The Knicks took control of the game in the 4th quarter. A Jalen Rose 3 point play with less than 29 seconds remaining put the Pacers down 86-82. However, the Knicks hit 4 more free throws and the Pacers simply conceded with 15 seconds remaining after Spree blocked Jalen Rose’s layup.

The MSG crowd went nuts as Chris Childs dribbled out the clock. Spree was running along the sidelines galvanizing the crowd. Jeff Van Gundy’s wife was shown in tears right after the buzzer sounded. Even with Patrick Ewing sidelined, he enjoyed the taste of seeing another NBA Finals. Just simply an ecstatic and priceless moment in Knicks history.

On This Date: Knicks advance to the 1994 NBA Finals and the LJ 4 Point Play

June 5th 1994: The New York Knicks advance to the 1994 NBA Finals

The New York Knicks advanced to the NBA Finals for the first time in more than 20 years after defeating the Indiana Pacers 94-90. The game was back and forth with less than a minute remaining in the 4th quarter. With less than 35 seconds remaining, Dale Davis threw down a dunk to put the Pacers up 90-89. Little did they know that those would be the last points the Pacers scored in the game.

After Pat Riley called a time out, John Starks received the ball and drove to the basket from the right hand side of the court. Starks threw up a missed layup, but Patrick Ewing was there to throw down the go-ahead iconic tip-dunk with 26 seconds remaining to put the Knicks ahead 91-90.

The Pacers worked the clock and Reggie Miller received a pass off the curl which he subsequently airballed out of bounds to the delight of the MSG faithful. With 4.2 seconds remaining, Starks received the inbounds pass and was, surprisingly, flagrantly fouled by Reggie Miller. After the foul, Ewing was shown putting both his arms up (as shown in the iconic photos) in the air knowing he was off to the NBA Finals. He gave the courtside fans a high five and even bear hugged a fan along the way.

Starks hit one of the two free throws off the flagrant foul and subsequently hit an additional 2 free throws to seal the victory. Ewing ended Game 7 on a historic effort with 24 points, 22 rebounds, 7 assists, and 5 blocked shots.

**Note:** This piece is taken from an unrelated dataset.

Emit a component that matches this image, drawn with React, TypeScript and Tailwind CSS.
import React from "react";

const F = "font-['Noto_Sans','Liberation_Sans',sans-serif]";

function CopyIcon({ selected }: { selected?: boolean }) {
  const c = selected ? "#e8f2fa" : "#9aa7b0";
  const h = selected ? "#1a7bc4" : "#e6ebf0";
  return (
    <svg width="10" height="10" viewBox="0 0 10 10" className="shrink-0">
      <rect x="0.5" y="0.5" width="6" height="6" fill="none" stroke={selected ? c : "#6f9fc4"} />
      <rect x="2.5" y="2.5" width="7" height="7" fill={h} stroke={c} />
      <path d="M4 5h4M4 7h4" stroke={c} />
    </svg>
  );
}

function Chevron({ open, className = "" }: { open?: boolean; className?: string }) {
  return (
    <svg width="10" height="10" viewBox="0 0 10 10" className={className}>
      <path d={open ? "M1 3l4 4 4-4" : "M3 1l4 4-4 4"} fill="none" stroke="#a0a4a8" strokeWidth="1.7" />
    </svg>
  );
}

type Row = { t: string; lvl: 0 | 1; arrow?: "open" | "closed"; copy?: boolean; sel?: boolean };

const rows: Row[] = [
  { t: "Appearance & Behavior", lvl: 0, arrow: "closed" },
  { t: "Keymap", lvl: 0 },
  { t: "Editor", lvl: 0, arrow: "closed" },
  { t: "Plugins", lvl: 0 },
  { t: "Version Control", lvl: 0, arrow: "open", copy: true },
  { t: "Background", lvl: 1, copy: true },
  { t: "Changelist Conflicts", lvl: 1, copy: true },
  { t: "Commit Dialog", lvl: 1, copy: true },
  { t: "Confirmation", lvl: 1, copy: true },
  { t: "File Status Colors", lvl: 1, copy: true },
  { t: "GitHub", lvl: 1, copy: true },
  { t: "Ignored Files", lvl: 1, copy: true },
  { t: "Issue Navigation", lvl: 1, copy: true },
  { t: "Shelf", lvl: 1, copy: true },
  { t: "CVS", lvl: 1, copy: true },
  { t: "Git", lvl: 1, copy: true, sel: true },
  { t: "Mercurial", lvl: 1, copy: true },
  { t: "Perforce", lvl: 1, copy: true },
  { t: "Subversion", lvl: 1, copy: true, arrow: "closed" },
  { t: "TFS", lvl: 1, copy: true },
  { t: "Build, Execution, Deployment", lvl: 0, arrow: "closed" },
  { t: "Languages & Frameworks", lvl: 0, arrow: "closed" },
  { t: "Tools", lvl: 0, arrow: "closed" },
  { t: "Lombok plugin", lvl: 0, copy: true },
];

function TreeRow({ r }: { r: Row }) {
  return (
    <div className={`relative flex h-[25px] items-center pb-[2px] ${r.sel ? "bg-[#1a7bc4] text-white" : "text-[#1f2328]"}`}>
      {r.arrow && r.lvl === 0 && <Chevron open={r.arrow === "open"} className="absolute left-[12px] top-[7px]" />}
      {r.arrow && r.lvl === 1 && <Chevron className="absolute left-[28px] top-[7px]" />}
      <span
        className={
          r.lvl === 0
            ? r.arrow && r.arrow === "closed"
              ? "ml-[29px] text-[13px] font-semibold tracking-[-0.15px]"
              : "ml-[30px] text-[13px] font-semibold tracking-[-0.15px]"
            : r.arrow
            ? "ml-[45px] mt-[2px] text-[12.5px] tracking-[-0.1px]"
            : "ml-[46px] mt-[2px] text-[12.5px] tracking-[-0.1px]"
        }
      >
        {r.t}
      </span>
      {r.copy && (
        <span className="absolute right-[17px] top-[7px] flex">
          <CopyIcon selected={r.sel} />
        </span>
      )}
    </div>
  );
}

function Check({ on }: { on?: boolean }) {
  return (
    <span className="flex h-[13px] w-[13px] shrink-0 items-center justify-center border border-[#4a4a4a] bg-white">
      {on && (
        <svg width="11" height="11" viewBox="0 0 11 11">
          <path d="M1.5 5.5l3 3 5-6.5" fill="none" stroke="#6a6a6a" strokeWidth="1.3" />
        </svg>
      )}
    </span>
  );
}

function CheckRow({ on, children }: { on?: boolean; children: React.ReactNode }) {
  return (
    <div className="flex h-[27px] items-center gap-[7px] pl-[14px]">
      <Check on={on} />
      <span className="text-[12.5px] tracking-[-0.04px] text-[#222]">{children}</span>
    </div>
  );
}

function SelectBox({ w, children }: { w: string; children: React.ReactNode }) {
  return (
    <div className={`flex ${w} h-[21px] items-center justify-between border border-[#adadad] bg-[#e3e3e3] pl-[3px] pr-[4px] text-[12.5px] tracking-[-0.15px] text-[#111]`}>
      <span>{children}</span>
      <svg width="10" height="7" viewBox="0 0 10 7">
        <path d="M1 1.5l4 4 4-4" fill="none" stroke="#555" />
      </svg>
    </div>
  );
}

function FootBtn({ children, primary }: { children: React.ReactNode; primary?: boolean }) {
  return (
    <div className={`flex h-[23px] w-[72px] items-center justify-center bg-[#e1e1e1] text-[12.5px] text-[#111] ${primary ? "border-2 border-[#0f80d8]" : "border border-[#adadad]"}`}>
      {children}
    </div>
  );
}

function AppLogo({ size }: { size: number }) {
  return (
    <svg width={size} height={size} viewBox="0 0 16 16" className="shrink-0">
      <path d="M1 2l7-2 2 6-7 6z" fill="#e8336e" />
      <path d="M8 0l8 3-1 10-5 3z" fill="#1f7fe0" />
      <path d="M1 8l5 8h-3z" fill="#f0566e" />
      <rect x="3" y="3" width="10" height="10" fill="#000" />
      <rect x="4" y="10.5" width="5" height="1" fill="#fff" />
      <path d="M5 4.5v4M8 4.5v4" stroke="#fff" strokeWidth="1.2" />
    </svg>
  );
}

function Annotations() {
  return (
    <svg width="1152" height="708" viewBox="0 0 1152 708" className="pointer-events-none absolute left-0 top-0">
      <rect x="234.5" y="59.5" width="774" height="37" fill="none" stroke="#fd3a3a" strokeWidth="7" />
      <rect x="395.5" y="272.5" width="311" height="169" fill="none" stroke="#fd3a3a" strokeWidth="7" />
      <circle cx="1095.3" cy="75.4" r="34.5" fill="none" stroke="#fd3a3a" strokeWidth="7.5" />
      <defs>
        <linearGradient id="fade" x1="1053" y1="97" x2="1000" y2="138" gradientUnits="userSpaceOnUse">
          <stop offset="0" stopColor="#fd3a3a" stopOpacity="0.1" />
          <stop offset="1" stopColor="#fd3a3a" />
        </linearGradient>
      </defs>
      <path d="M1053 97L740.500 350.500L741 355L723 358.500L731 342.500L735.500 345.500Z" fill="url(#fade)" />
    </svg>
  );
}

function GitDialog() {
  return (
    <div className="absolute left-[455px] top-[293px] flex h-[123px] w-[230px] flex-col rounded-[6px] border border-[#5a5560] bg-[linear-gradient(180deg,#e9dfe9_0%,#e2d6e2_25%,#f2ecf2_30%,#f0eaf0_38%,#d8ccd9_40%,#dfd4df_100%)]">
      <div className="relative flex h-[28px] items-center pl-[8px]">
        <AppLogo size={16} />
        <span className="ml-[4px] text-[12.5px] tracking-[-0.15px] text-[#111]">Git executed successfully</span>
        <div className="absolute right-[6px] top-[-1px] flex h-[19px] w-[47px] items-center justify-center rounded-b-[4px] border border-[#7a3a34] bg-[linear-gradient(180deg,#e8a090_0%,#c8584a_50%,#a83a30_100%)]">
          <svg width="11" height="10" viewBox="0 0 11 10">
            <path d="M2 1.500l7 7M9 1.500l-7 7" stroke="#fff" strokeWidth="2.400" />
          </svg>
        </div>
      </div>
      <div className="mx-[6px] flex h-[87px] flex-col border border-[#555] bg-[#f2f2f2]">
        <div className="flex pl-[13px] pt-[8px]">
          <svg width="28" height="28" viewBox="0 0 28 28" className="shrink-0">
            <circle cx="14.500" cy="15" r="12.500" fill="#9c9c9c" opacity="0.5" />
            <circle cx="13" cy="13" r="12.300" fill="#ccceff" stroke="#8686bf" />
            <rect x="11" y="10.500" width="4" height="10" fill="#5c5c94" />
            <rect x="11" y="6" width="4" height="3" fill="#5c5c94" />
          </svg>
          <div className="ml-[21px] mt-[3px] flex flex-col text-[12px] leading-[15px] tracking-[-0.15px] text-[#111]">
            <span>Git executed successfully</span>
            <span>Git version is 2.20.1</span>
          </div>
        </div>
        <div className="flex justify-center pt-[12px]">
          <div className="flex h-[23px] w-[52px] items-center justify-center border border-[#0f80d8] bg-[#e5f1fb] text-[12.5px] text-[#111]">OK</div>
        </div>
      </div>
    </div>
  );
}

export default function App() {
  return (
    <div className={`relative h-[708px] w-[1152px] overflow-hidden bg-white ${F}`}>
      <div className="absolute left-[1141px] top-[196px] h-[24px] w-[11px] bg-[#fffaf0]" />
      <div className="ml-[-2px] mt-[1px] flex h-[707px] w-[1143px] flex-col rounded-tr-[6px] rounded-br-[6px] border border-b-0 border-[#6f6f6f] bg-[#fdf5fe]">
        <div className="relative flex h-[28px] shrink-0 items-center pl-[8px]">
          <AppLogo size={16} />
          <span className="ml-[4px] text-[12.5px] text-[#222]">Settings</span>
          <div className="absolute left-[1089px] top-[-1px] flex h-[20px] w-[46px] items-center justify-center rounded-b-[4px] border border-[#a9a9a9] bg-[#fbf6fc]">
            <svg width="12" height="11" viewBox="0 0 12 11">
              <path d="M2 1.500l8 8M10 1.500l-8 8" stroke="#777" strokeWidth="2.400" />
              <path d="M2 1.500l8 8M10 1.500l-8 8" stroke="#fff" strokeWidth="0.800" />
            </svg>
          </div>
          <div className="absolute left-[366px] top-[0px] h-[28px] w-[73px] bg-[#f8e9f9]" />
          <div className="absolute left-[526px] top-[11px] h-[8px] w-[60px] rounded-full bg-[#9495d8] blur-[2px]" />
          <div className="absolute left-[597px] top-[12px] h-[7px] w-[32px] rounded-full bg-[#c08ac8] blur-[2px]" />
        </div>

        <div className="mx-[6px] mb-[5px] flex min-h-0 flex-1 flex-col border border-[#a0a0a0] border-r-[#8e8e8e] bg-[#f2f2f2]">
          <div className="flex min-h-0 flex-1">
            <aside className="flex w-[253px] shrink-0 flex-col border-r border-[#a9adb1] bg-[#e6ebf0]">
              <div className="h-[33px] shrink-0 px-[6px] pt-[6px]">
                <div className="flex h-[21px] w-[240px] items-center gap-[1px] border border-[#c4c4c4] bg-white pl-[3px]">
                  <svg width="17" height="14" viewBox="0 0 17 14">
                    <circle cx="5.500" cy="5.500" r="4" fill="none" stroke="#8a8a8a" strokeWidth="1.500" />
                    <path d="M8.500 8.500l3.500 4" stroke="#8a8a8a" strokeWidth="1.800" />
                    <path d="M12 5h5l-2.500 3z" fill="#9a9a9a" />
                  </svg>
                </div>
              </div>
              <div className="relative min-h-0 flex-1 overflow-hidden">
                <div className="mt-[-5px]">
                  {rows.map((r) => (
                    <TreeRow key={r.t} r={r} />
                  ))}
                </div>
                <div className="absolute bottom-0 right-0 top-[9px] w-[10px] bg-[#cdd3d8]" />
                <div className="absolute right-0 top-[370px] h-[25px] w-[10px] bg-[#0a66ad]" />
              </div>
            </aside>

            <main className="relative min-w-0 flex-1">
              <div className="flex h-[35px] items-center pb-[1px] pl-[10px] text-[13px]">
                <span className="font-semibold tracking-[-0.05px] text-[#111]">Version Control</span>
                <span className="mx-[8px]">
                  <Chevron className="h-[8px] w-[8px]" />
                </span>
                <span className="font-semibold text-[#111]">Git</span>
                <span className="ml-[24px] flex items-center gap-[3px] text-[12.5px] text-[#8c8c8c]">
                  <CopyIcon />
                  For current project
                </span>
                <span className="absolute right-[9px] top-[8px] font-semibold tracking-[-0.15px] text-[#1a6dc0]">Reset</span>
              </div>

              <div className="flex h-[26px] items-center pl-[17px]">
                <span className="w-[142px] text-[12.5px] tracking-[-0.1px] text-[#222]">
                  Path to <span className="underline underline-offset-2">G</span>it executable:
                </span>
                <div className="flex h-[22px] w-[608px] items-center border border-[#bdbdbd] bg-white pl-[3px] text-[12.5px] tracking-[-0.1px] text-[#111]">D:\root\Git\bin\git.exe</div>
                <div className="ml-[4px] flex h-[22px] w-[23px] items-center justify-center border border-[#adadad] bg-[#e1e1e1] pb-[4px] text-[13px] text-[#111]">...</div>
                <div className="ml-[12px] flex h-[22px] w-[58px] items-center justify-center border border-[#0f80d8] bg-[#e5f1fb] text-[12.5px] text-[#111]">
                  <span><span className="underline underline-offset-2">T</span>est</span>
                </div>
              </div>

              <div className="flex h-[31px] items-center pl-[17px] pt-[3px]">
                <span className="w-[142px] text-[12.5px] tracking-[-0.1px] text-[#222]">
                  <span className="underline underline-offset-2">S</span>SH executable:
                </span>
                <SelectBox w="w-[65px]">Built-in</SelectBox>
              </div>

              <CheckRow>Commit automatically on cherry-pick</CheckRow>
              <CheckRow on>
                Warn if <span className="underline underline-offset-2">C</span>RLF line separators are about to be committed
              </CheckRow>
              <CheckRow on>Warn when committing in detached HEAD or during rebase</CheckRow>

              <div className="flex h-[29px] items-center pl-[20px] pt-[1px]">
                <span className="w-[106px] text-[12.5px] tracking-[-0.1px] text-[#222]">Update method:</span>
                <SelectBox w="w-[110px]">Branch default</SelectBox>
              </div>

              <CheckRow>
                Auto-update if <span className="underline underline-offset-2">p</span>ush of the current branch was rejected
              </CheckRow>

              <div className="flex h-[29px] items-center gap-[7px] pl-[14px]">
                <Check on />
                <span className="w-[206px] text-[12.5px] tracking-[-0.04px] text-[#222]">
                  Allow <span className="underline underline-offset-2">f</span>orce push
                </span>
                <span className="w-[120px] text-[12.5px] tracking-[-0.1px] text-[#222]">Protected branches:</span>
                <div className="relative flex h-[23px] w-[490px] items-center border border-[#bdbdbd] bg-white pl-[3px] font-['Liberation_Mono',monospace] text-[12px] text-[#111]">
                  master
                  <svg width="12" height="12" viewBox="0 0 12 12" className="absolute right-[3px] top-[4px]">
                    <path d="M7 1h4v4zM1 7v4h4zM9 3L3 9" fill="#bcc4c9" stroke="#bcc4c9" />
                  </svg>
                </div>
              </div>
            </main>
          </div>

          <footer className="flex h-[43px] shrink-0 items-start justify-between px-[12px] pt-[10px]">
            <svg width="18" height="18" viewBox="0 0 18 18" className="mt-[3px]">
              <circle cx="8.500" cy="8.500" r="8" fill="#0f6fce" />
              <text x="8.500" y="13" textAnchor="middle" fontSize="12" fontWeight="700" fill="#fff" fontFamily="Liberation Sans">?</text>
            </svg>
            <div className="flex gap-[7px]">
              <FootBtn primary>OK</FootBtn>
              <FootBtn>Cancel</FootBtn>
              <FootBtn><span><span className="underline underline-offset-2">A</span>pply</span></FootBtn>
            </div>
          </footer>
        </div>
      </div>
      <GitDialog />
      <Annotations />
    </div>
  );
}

June 5th 1999: Larry Johnson’s 4 point play

Without Patrick Ewing and down 91-88 with 12 seconds remaining in Game 3 of the 1999 Eastern Conference Finals, the Knicks were in desperation mode to save the game. There were two choices: hit a quick 2 and foul or attempt a 3. Charlie Ward was the inbounds passer from the sideline by the Indiana Pacers bench. The Pacers tipped the inbounds pass, but it landed in Larry Johnson’s palms.

LJ took 4 seconds off the clock before making a move off of Antonio Davis.He drove left towards the sideline and Davis fouled him as he shot the 3 with less than 7 seconds remaining. Miraculously, LJ made the shot and the MSG crowd roared. The various TV replays showed the Garden crowd literally going nuts after the shot was made. It was a priceless moment.

LJ ran down to the other side of the basket about to celebrate only to be held back by Chris Childs & Latrell Sprewell. LJ completed the 4 point play to put the Knicks up 92-91. After the Pacers called a timeout, Mark Jackson threw up a desperation shot over pressure defense that missed to help the Knicks win Game 3.

Larry Johnson helped carry the Knicks in Game 3 after Patrick Ewing’s injury sidelined him for the remainder of the playoffs. LJ led the Knicks with 26 points and 3 three pointers, including the iconic 4 point play. The momentum of Game 3 didn’t carry over to Game 4, but it definitely played a role in winning both Games 5 & 6 to head to their 2nd NBA Finals in the decade.